Oh, boy. Another time and post where I set about putting myself out there and quite possibly inserting my foot into my mouth. But at least I'm clear on the risks.
Let's start here: I think harming other lifeforms is not The Thing To Do.
And here's another facet of that whole What Do I Believe About Life gem: I think telling someone else what to do with their life is not The Thing To Do.
And how about this addendum: I believe that reasonable, flexible boundaries are a prerequisite for peace.
You can argue against and around all of the above. But I bet nobody would argue against this one: I think every human wants to feel peace.
What does any of that have to do with the infertility industry? This: In our silly national debates over health care, the apparition of rights -- right to access health care, right to insurance coverage specifics, and accordingly, the right to life -- is wafting through it all like the ever-present, silent mist that nourishes a life-filled rain forest (on a good day).
With any luck, we will all get very wet from the debate process. But who's listening?
Three pieces today -- and just three, but there are more; have been and will be -- that conjured up this morning's philosophical nature in me:
My morning ramble's starting point: The video that's making the community's rounds, Is Infertility Treatment a Right or Privilege?
[insert Big Sigh] How unfortunate that this is a Fox-produced video. I extricated myself from the Hell of TV Watching years ago, so on the occasional glance I take to spy on What Others Are Viewing, I have to remind myself that I wasn't around for the slow, hair-growth-like transformation that TV Watchers underwent in their tolerance levels.

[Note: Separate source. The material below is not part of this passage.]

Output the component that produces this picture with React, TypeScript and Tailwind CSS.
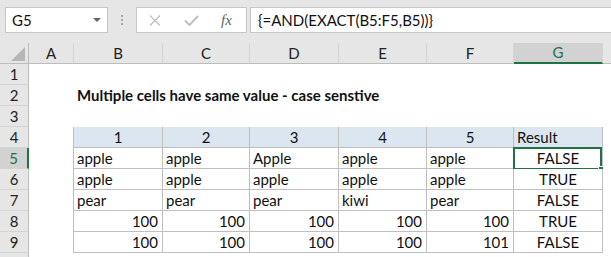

After I shake off the unnerving feeling that I'm being yelled at by talking heads, I do my best to watch this drivel with a little bit of calm objectivity. The only good I see coming from such "debates" (how special that the "journalist" is a new RESOLVE Board member! did I hear that right?) is that maybe -- just. maybe. -- thoughts about the bigger picture will be conjured up in a wider swath of minds.
Then, in a media format a little more palatable to my out-of-sync brain, a piece by Liz Zemba on the Pittsburgh Tribune-Review's site, Debate swirls around overseas surrogacy
It's a good introduction to what Arthur Caplan calls "a weird version of medical tourism." Weird, indeed. Another term you might use is "nauseating."
My eyebrows first furrowed in paragraph one, where the couple who's started a surrogacy service gave up on adoption "after 22 years of marriage" -- where's the 'why'? On their business website, that's where. The Hui-Wee's cratered under the adoption option because of "too much red tape, too expensive, or too much competition." Their surrogacy journey wasn't a piece of cake, either, but at least they got a baby out of the deal.
On The Telegraph, a review by Jim Endersby of the book "Unnatural: The Heretical Idea of Making People" by Philip Ball
I've always enjoyed using phrases like "making people" (usually "making babies" when I can get away with it) because it brings down to a fine-point all the more euphemistic terms, many of which I generate right here at my laptop, in the field of reproductive medicine.
Endersby's review is the first I've heard of "Unnatural", and it's a positive one. He does finish his coverage by stating plainly, "I found myself persuaded by Ball’s ethical and practical arguments, yet unconvinced that the benefits of making artificial people are sufficient to justify the costs."
Instead of meander on and on about what I think or how I think the dots are connected up there, I'll just rest my fingertips and let the silence do the talking.